The problem: Extract every line below that contains the word "styles".

BEGIN

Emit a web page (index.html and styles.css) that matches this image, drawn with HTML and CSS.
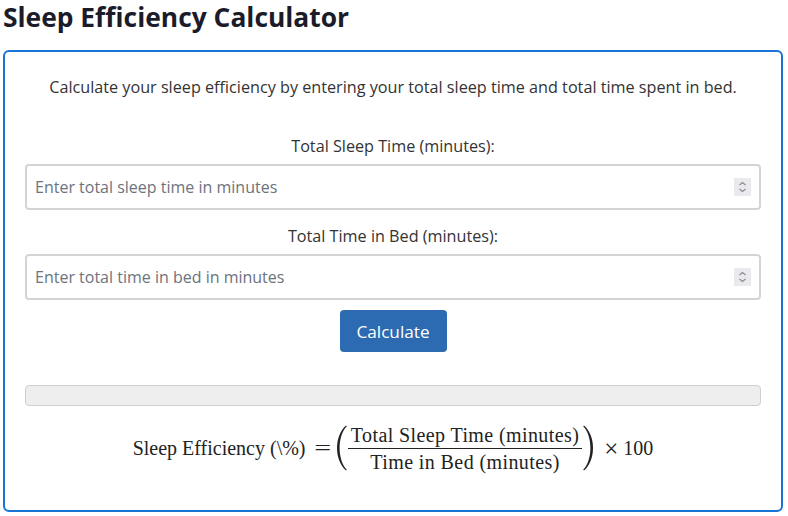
FILE: index.html
```html
<!DOCTYPE html>
<html lang="en">
<head>
<meta charset="utf-8">
<title>Sleep Efficiency Calculator</title>
<link rel="stylesheet" href="styles.css">
</head>
<body>
<h1 class="title">Sleep Efficiency Calculator</h1>
<div class="card">
  <p class="intro">Calculate your sleep efficiency by entering your total sleep time and total time spent in bed.</p>
  <label class="label label-first" for="sleep">Total Sleep Time (minutes):</label>
  <div class="field">
    <input class="input" id="sleep" type="number" placeholder="Enter total sleep time in minutes">
    <span class="spin"><svg width="17" height="18" viewBox="0 0 17 18"><path d="M5.5 7 L8.5 4.5 L11.5 7" fill="none" stroke="#8a8a8a" stroke-width="1.1"/><path d="M5.5 11 L8.5 13.5 L11.5 11" fill="none" stroke="#8a8a8a" stroke-width="1.1"/></svg></span>
  </div>
  <label class="label" for="bed">Total Time in Bed (minutes):</label>
  <div class="field">
    <input class="input" id="bed" type="number" placeholder="Enter total time in bed in minutes">
    <span class="spin"><svg width="17" height="18" viewBox="0 0 17 18"><path d="M5.5 7 L8.5 4.5 L11.5 7" fill="none" stroke="#8a8a8a" stroke-width="1.1"/><path d="M5.5 11 L8.5 13.5 L11.5 11" fill="none" stroke="#8a8a8a" stroke-width="1.1"/></svg></span>
  </div>
  <button class="btn" type="button">Calculate</button>
  <div class="result"></div>
  <div class="formula">
    <span class="m-text">Sleep Efficiency (\%)</span>
    <span class="m-eq">=</span>
    <svg class="paren" width="12" height="46" viewBox="0 0 12 46"><path d="M11 0.5 C-1 11, -1 35, 11 45.5 L11.8 44.7 C2.2 35, 2.2 11, 11.8 1.3 Z" fill="#222"/></svg>
    <span class="frac">
      <span class="num">Total Sleep Time (minutes)</span>
      <span class="den">Time in Bed (minutes)</span>
    </span>
    <svg class="paren" width="12" height="46" viewBox="0 0 12 46"><path d="M1 0.5 C13 11, 13 35, 1 45.5 L0.2 44.7 C9.8 35, 9.8 11, 0.2 1.3 Z" fill="#222"/></svg>
    <span class="m-times">×</span>
    <span class="m-text">100</span>
  </div>
</div>
</body>
</html>
```

FILE: styles.css
```css
html, body {
  background: #ffffff;
}
body {
  margin: 0 5px 0 3px;
  font-family: "Open Sans", "Noto Sans", sans-serif;
  color: #333333;
}
.title {
  margin: 0;
  height: 50px;
  padding-top: 1px;
  box-sizing: border-box;
  font-size: 26.4px;
  line-height: 32px;
  font-weight: 700;
  color: #1b1b2a;
}
.card {
  border: 2px solid #1a74d6;
  border-radius: 6px;
  padding: 23px 20px 37px 20px;
  display: flex;
  flex-direction: column;
  align-items: stretch;
}
.intro {
  margin: 0;
  text-align: center;
  font-size: 16.2px;
  line-height: 24px;
}
.label {
  display: block;
  text-align: center;
  font-size: 16.2px;
  line-height: 24px;
  margin-top: 14px;
  margin-bottom: 6px;
}
.label-first {
  margin-top: 35px;
}
.field {
  position: relative;
}
.input {
  display: block;
  width: 100%;
  box-sizing: border-box;
  height: 46px;
  border: 2px solid #d4d4d4;
  border-radius: 4px;
  padding: 0 8px;
  font-family: inherit;
  font-size: 16px;
  color: #333;
  -moz-appearance: textfield;
}
.input::placeholder {
  color: #6c737d;
}
.input::-webkit-inner-spin-button,
.input::-webkit-outer-spin-button {
  -webkit-appearance: none;
  margin: 0;
}
.spin {
  position: absolute;
  right: 10px;
  top: 14px;
  width: 17px;
  height: 18px;
  background: #e9e9ee;
  display: block;
}
.spin svg {
  display: block;
}
.btn {
  align-self: center;
  margin-top: 10px;
  width: 107px;
  height: 42px;
  border: none;
  border-radius: 4px;
  background: #2c6bb1;
  color: #ffffff;
  font-family: inherit;
  font-size: 17.2px;
  padding: 0;
}
.result {
  margin-top: 33px;
  height: 21px;
  box-sizing: border-box;
  background: #eeeeee;
  border: 1px solid #cfcfcf;
  border-radius: 4px;
}
.formula {
  margin-top: 17px;
  height: 50px;
  display: flex;
  align-items: center;
  justify-content: center;
  font-family: "Liberation Serif", "Times New Roman", serif;
  font-size: 20px;
  color: #222;
}
.m-eq {
  display: inline-block;
  transform: scaleX(1.5);
  margin: 0 6px 0 11px;
}
.m-times {
  font-size: 25px;
  line-height: 1;
  margin: 0 5px 0 8px;
}
.paren {
  display: block;
  margin: 0 1px;
}
.frac {
  display: flex;
  flex-direction: column;
  align-items: center;
  line-height: 24px;
  letter-spacing: 0.4px;
}
.num {
  padding: 0 3px 1px;
  border-bottom: 1px solid #222;
}
.den {
  padding: 1px 3px 0;
}
```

END

The reply:
Emit a web page (index.html and styles.css) that matches this image, drawn with HTML and CSS.
<link rel="stylesheet" href="styles.css">
FILE: styles.css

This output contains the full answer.